Bin Laden’s message, released on militant websites yesterday and addressed to “the Muslim nation,’’ represents an attempt by the terror leader to remain relevant following sweeping changes in which Al Qaeda and militant Islam have played almost no role.

“The winds of change will spread through the entire Islamic world, God willing,’’ bin Laden said in the 12-minute audio message. “The youth need to make necessary preparations and not act without consulting the experience of the honest ones and those who are far from half solutions and compromises with the oppressors.’’

Bin Laden said it was a religious obligation to form a council that would provide guidance for all Muslims on important issues — apparently a way for Al Qaeda to play a role in the protests’ future.

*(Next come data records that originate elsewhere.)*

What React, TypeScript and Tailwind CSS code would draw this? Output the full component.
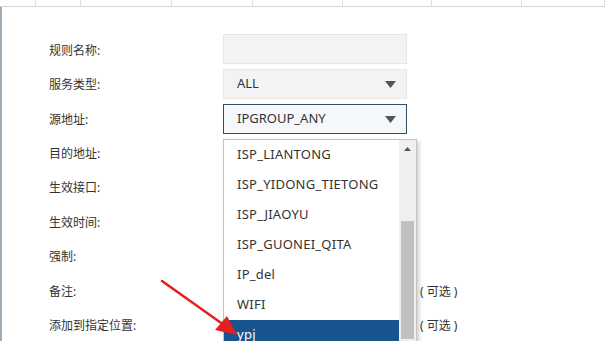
import React from "react";

const labels = ["规则名称:", "服务类型:", "源地址:", "目的地址:", "生效接口:", "生效时间:", "强制:", "备注:", "添加到指定位置:"];
const options = ["ISP_LIANTONG", "ISP_YIDONG_TIETONG", "ISP_JIAOYU", "ISP_GUONEI_QITA", "IP_del", "WIFI", "ypj"];
const cols = [36, 45, 91, 81, 90, 89, 90, 83];

const Tri = () => (
  <svg width="11" height="7" viewBox="0 0 11 7">
    <polygon points="0,0 11,0 5.5,7" fill="#555" />
  </svg>
);

export default function App() {
  return (
    <div
      className="relative w-[605px] h-[341px] overflow-hidden bg-white text-[#333]"
      style={{ fontFamily: '"Noto Sans", "Noto Sans CJK SC", sans-serif' }}
    >
      <div className="flex h-[7px] border-b border-[#d4d4d4]">
        {cols.map((w, i) => (
          <div key={i} className="h-full shrink-0 border-r border-[#e2e2e2]" style={{ width: w }} />
        ))}
      </div>
      <div className="flex h-[334px]">
        <div className="w-[2px] bg-[#9eadb8]" />
        <div className="flex">
          <div className="flex flex-col gap-[5px] pt-[29px] pl-[47px] w-[221px]">
            {labels.map((l) => (
              <div key={l} className="h-[30px] flex items-center text-[12px] text-[#333]">
                {l}
              </div>
            ))}
          </div>
          <div className="flex flex-col gap-[5px] pt-[27px] w-[184px]">
            <div className="h-[30px] bg-[#f3f3f3] border border-[#e6e6e6]" />
            <div className="h-[30px] bg-[#f3f3f3] border border-[#e6e6e6] flex items-center justify-between pl-[13px] pr-[10px] text-[13px]">
              <span>ALL</span>
              <Tri />
            </div>
            <div className="h-[30px] bg-[#f4f8fb] border border-[#2f4f63] flex items-center justify-between pl-[13px] pr-[10px] text-[13px]">
              <span>IPGROUP_ANY</span>
              <Tri />
            </div>
          </div>
          <div className="flex flex-col gap-[5px] pt-[29px] pl-[13px]">
            {labels.map((l, i) => (
              <div key={l} className="h-[30px] flex items-center text-[12px] text-[#333]">
                {i >= 7 ? "( 可选 )" : ""}
              </div>
            ))}
          </div>
        </div>
      </div>

      <div className="absolute left-[223px] top-[139px] w-[194px] h-[220px] bg-white border border-[#c4c4c4] shadow-[2px_2px_4px_rgba(0,0,0,0.2)] flex">
        <div className="flex-1 flex flex-col">
          {options.map((o) => (
            <div
              key={o}
              className={`h-[30px] shrink-0 flex items-center pl-[13px] text-[13px] tracking-[0.25px] ${o === "ypj" ? "bg-[#175490] text-white" : "text-[#333]"}`}
            >
              {o}
            </div>
          ))}
        </div>
        <div className="w-[17px] bg-[#f0f0f0] flex flex-col items-center">
          <div className="h-[17px] flex items-center justify-center">
            <svg width="7" height="4" viewBox="0 0 7 4">
              <polygon points="0,4 7,4 3.5,0" fill="#555" />
            </svg>
          </div>
          <div className="mt-[64px] w-[13px] h-[118px] bg-[#c1c1c1]" />
          <div className="h-[17px] flex items-center justify-center">
            <svg width="7" height="4" viewBox="0 0 7 4">
              <polygon points="0,0 7,0 3.5,4" fill="#888" />
            </svg>
          </div>
        </div>
      </div>

      <svg className="absolute left-0 top-0" width="605" height="341" viewBox="0 0 605 341">
        <line x1="162" y1="281" x2="224" y2="325" stroke="#e3201f" strokeWidth="2.5" strokeLinecap="round" />
        <polygon points="237,335 215,330 227,316" fill="#e3201f" />
      </svg>
    </div>
  );
}
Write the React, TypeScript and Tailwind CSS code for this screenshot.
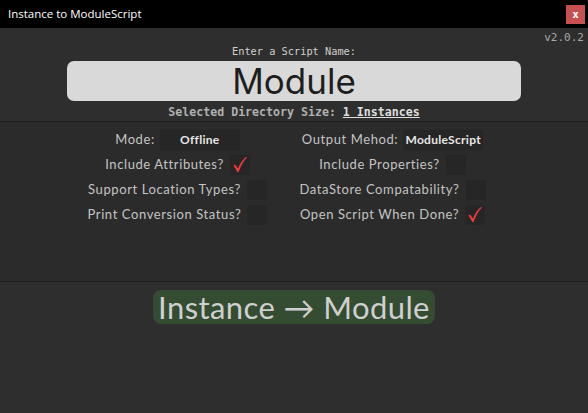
import React from "react";

const Check = () => (
  <svg width="16" height="17" viewBox="0 0 16 17" className="block">
    <path d="M1.5 9.5 L3 8.6 L6 12.5 C8 7.5 10.5 3.5 14.5 0.8 L15 1.4 C11.5 4.5 9 9.5 6.6 16 L5.6 16.2 Z" fill="#f03a3a" />
  </svg>
);

const Box = ({ checked }: { checked?: boolean }) => (
  <div className="w-[20px] h-[20px] rounded-[3px] bg-[#262626] flex items-center justify-center ml-[6px]">
    {checked ? <Check /> : null}
  </div>
);

const Row = ({ label, checked }: { label: string; checked?: boolean }) => (
  <div className="h-[25px] flex items-center justify-center">
    <span className="text-[13px] text-[#c4c4c4] tracking-[0.6px]" style={{ fontFamily: "Lato, sans-serif" }}>{label}</span>
    <Box checked={checked} />
  </div>
);

const Select = ({ label, value }: { label: string; value: string }) => (
  <div className="h-[25px] flex items-center justify-center">
    <span className="text-[13px] text-[#c4c4c4] tracking-[0.6px]" style={{ fontFamily: "Lato, sans-serif" }}>{label}</span>
    <div className="ml-[5px] w-[80px] h-[20px] rounded-[3px] bg-[#262626] flex items-center justify-center text-[12px] font-bold text-[#e6e6e6] tracking-[0.3px]" style={{ fontFamily: "Lato, sans-serif" }}>
      {value}
    </div>
  </div>
);

export default function App() {
  return (
    <div className="w-[588px] h-[413px] bg-[#2e2e2e] flex flex-col overflow-hidden">
      <div className="h-[28px] bg-black flex items-center justify-between pl-[8px] pr-[3px]">
        <span className="text-[11.5px] text-white" style={{ fontFamily: "'Open Sans', sans-serif" }}>Instance to ModuleScript</span>
        <div className="w-[19px] h-[19px] bg-[#c75050] flex items-center justify-center text-white text-[11px] font-bold leading-none" style={{ fontFamily: "'DejaVu Sans Mono', monospace" }}>x</div>
      </div>
      <div className="relative h-[94px] flex flex-col items-center pt-[16px] border-b border-[#1f1f1f]">
        <span className="absolute right-[4px] top-[2px] text-[11px] text-[#a8a8a8]" style={{ fontFamily: "'DejaVu Sans Mono', monospace" }}>v2.0.2</span>
        <span className="h-[14px] leading-[14px] text-[10.3px] text-[#cfcfcf]" style={{ fontFamily: "'DejaVu Sans Mono', monospace" }}>Enter a Script Name:</span>
        <div className="mt-[3px] w-[454px] h-[40px] rounded-[7px] bg-[#d9d9d9] flex items-center justify-center">
          <span className="text-[35px] text-[#1e1e1e] leading-none" style={{ fontFamily: "Inter, sans-serif" }}>Module</span>
        </div>
        <span className="mt-[4px] h-[14px] leading-[14px] text-[11.6px] font-bold text-[#b0b0b0]" style={{ fontFamily: "'DejaVu Sans Mono', monospace" }}>
          Selected Directory Size: <span className="underline text-[#dedede]">1 Instances</span>
        </span>
      </div>
      <div className="h-[160px] bg-[#2b2b2b] border-b border-[#1f1f1f] pt-[5px] pl-[70px]">
        <div className="grid grid-cols-[215px_215px]">
          <div className="flex flex-col">
            <Select label="Mode:" value="Offline" />
            <Row label="Include Attributes?" checked />
            <Row label="Support Location Types?" />
            <Row label="Print Conversion Status?" />
          </div>
          <div className="flex flex-col">
            <Select label="Output Mehod:" value="ModuleScript" />
            <Row label="Include Properties?" />
            <Row label="DataStore Compatability?" />
            <Row label="Open Script When Done?" checked />
          </div>
        </div>
      </div>
      <div className="flex justify-center pt-[8px]">
        <div className="h-[34px] px-[5px] rounded-[8px] bg-[#344c31] flex items-center">
          <span className="text-[31px] leading-none text-[#cfcfcf] tracking-[0.4px]" style={{ fontFamily: "Lato, sans-serif" }}>Instance → Module</span>
        </div>
      </div>
    </div>
  );
}
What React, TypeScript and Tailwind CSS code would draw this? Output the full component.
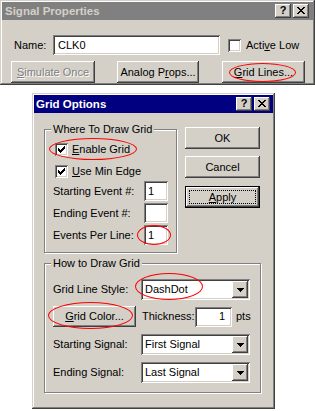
import React from "react";

const RAISED =
  "shadow-[inset_-1px_-1px_#404040,inset_1px_1px_#ffffff,inset_-2px_-2px_#808080,inset_2px_2px_#d4d0c8]";

function CloseGlyph() {
  const rows: [number, number][][] = [
    [[0, 2], [6, 2]],
    [[1, 2], [5, 2]],
    [[2, 4]],
    [[3, 2]],
    [[2, 4]],
    [[1, 2], [5, 2]],
    [[0, 2], [6, 2]],
  ];
  return (
    <svg width="8" height="7" viewBox="0 0 8 7" shapeRendering="crispEdges">
      {rows.map((segs, y) =>
        segs.map(([x, w], i) => <rect key={y + "-" + i} x={x} y={y} width={w} height={1} fill="#000" />)
      )}
    </svg>
  );
}

function TitleButtons() {
  return (
    <div className="flex items-center">
      <div className={`w-[16px] h-[14px] bg-[#d4d0c8] ${RAISED} flex items-center justify-center font-bold text-[11px] leading-[11px] text-black pb-[1px]`}>
        ?
      </div>
      <div className={`ml-[2px] w-[16px] h-[14px] bg-[#d4d0c8] ${RAISED} flex items-center justify-center pb-[1px]`}>
        <CloseGlyph />
      </div>
    </div>
  );
}

function Check() {
  const tops = [2, 3, 4, 3, 2, 1, 0];
  return (
    <svg width="13" height="13" viewBox="0 0 13 13" shapeRendering="crispEdges" className="absolute left-0 top-0">
      {tops.map((t, i) => (
        <rect key={i} x={3 + i} y={3 + t} width={1} height={3} fill="#000" />
      ))}
    </svg>
  );
}

function Checkbox({ checked }: { checked?: boolean }) {
  return (
    <div className="relative w-[13px] h-[13px] shrink-0 bg-white shadow-[inset_1px_1px_#808080,inset_-1px_-1px_#ffffff,inset_2px_2px_#404040,inset_-2px_-2px_#d4d0c8]">
      {checked && <Check />}
    </div>
  );
}

const SUNKEN =
  "bg-white shadow-[inset_1px_1px_#808080,inset_-1px_-1px_#ffffff,inset_2px_2px_#404040,inset_-2px_-2px_#d4d0c8]";

function Arrow() {
  return (
    <svg width="7" height="4" viewBox="0 0 7 4" shapeRendering="crispEdges">
      <rect x="0" y="0" width="7" height="1" fill="#000" />
      <rect x="1" y="1" width="5" height="1" fill="#000" />
      <rect x="2" y="2" width="3" height="1" fill="#000" />
      <rect x="3" y="3" width="1" height="1" fill="#000" />
    </svg>
  );
}

function Combo({ value }: { value: string }) {
  return (
    <div className={`w-[109px] h-[21px] ${SUNKEN} flex items-center p-[2px]`}>
      <div className="flex-1 pl-[2px]">{value}</div>
      <div className={`w-[16px] h-[17px] bg-[#d4d0c8] ${RAISED} flex items-center justify-center`}>
        <Arrow />
      </div>
    </div>
  );
}

function Ellipse({ className }: { className: string }) {
  return <div className={`absolute border border-[#ff0000] rounded-[50%] pointer-events-none ${className}`} />;
}

function Btn({ className, children }: { className: string; children: React.ReactNode }) {
  return (
    <div className={`relative bg-[#d4d0c8] ${RAISED} flex items-center justify-center ${className}`}>{children}</div>
  );
}

export default function App() {
  return (
    <div className="relative w-[315px] h-[411px] bg-white overflow-hidden font-['Liberation_Sans',Arial,sans-serif] text-[11px] leading-[13px] text-black">
      {/* Signal Properties window */}
      <div className="absolute left-0 top-0 w-[315px] h-[85px] bg-[#d4d0c8] p-[2px] flex flex-col shadow-[inset_-1px_-1px_#404040,inset_1px_1px_#d4d0c8,inset_-2px_-2px_#808080,inset_2px_2px_#ffffff]">
        <div className="h-[18px] bg-[#808080] flex items-center pl-[3px] pr-[4px]">
          <span className="font-bold text-[11.5px] text-[#d4d0c8]">Signal Properties</span>
          <div className="ml-auto">
            <TitleButtons />
          </div>
        </div>
        <div className="mt-[15px] h-[20px] flex items-center pl-[12px]">
          <span className="w-[39px]">Name:</span>
          <div className={`w-[167px] h-[20px] ${SUNKEN} flex items-center pl-[5px]`}>CLK0</div>
          <div className="ml-[8px]">
            <Checkbox />
          </div>
          <span className="ml-[5px]">
            Acti<u>v</u>e Low
          </span>
        </div>
        <div className="mt-[6px] flex pl-[9px]">
          <Btn className="w-[84px] h-[22px]">
            <span className="text-[#808080] [text-shadow:1px_1px_0_#ffffff]">
              <u>S</u>imulate Once
            </span>
          </Btn>
          <Btn className="ml-[22px] w-[82px] h-[22px]">
            <span>
              Analog P<u>r</u>ops...
            </span>
          </Btn>
          <Btn className="ml-[23px] w-[83px] h-[22px]">
            <span>
              <u>G</u>rid Lines...
            </span>
            <Ellipse className="left-[7px] top-[2px] w-[67px] h-[19px]" />
          </Btn>
        </div>
      </div>

      {/* Grid Options dialog */}
      <div className="absolute left-[32px] top-[93px] w-[243px] h-[316px] bg-[#d4d0c8] p-[2px] flex flex-col shadow-[inset_-1px_-1px_#404040,inset_1px_1px_#d4d0c8,inset_-2px_-2px_#808080,inset_2px_2px_#ffffff]">
        <div className="h-[18px] bg-[#000080] flex items-center pl-[2px] pr-[3px]">
          <span className="font-bold text-[11.5px] text-white">Grid Options</span>
          <div className="ml-auto">
            <TitleButtons />
          </div>
        </div>

        <div className="flex flex-col pl-[10px]">
          <div className="flex items-start">
            {/* Group 1 */}
            <div className="relative mt-[16px] w-[133px] h-[124px] border border-[#808080] shadow-[1px_1px_0_#ffffff,inset_1px_1px_0_#ffffff]">
              <span className="absolute left-[6px] top-[-7px] bg-[#d4d0c8] px-[2px] leading-[13px]">Where To Draw Grid</span>
              <div className="flex flex-col pt-[13px]">
                <div className="relative flex items-center h-[13px] ml-[10px]">
                  <Checkbox checked />
                  <span className="ml-[4px]">
                    <u>E</u>nable Grid
                  </span>
                  <Ellipse className="left-[-6px] top-[-5px] w-[88px] h-[22px]" />
                </div>
                <div className="flex items-center h-[13px] ml-[10px] mt-[9px]">
                  <Checkbox checked />
                  <span className="ml-[4px]">
                    <u>U</u>se Min Edge
                  </span>
                </div>
                <div className="flex items-center h-[20px] mt-[3px] ml-[8px]">
                  <span className="w-[91px]">Starting Event #:</span>
                  <div className={`w-[24px] h-[20px] ${SUNKEN} flex items-center pl-[4px]`}>1</div>
                </div>
                <div className="flex items-center h-[20px] mt-[2px] ml-[8px]">
                  <span className="w-[91px]">Ending Event #:</span>
                  <div className={`w-[24px] h-[20px] ${SUNKEN}`} />
                </div>
                <div className="flex items-center h-[20px] mt-[2px] ml-[8px]">
                  <span className="w-[91px]">Events Per Line:</span>
                  <div className={`relative w-[24px] h-[20px] ${SUNKEN} flex items-center pl-[4px]`}>
                    1
                    <Ellipse className="left-[-7px] top-0 w-[34px] h-[20px]" />
                  </div>
                </div>
              </div>
            </div>

            {/* Buttons */}
            <div className="ml-[8px] mt-[14px] flex flex-col">
              <Btn className="w-[75px] h-[22px]">OK</Btn>
              <Btn className="mt-[7px] w-[75px] h-[22px]">Cancel</Btn>
              <div className="mt-[8px] w-[75px] h-[22px] border border-black flex">
                <div className={`relative flex-1 bg-[#d4d0c8] ${RAISED} flex items-center justify-center`}>
                  <span>
                    <u>A</u>pply
                  </span>
                  <div className="absolute left-[3px] top-[3px] right-[3px] bottom-[3px] border border-dotted border-black" />
                </div>
              </div>
            </div>
          </div>

          {/* Group 2 */}
          <div className="relative mt-[10px] w-[217px] h-[130px] border border-[#808080] shadow-[1px_1px_0_#ffffff,inset_1px_1px_0_#ffffff]">
            <span className="absolute left-[6px] top-[-7px] bg-[#d4d0c8] px-[2px] leading-[13px]">How to Draw Grid</span>
            <div className="flex flex-col pt-[15px]">
              <div className="flex items-center h-[21px] ml-[8px]">
                <span className="w-[88px]">Grid Line Style:</span>
                <div className="relative">
                  <Combo value="DashDot" />
                  <Ellipse className="left-[-6px] top-[-6px] w-[68px] h-[27px]" />
                </div>
              </div>
              <div className="flex items-center h-[21px] mt-[6px] ml-[8px]">
                <Btn className="w-[83px] h-[21px]">
                  <span>
                    <u>G</u>rid Color...
                  </span>
                  <Ellipse className="left-[-5px] top-[-4px] w-[85px] h-[27px]" />
                </Btn>
                <span className="ml-[6px] w-[53px]">Thickness:</span>
                <div className={`w-[37px] h-[20px] ${SUNKEN} flex items-center justify-end pr-[7px]`}>1</div>
                <span className="ml-[4px]">pts</span>
              </div>
              <div className="flex items-center h-[21px] mt-[7px] ml-[8px]">
                <span className="w-[88px]">Starting Signal:</span>
                <Combo value="First Signal" />
              </div>
              <div className="flex items-center h-[21px] mt-[7px] ml-[8px]">
                <span className="w-[88px]">Ending Signal:</span>
                <Combo value="Last Signal" />
              </div>
            </div>
          </div>
        </div>
      </div>
    </div>
  );
}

While not mentioning Al Qaeda by name, he advised people struggling against their governments to remember “those who advised early on the necessity of uprooting these oppressive regimes, for they have great trust among all Muslims’’ — a clear reference to the militant group.

President Obama, in his speech yesterday on American policy in the Arab world, called bin Laden’s death this month at the hands of Navy SEALs a huge blow to Al Qaeda, which he said was “losing its struggle for relevance.’’

“By the time we found bin Laden, Al Qaeda’s agenda had come to be seen by the vast majority of the region as a dead end, and the people of the Middle East and North Africa had taken their future into their own hands,’’ Obama said.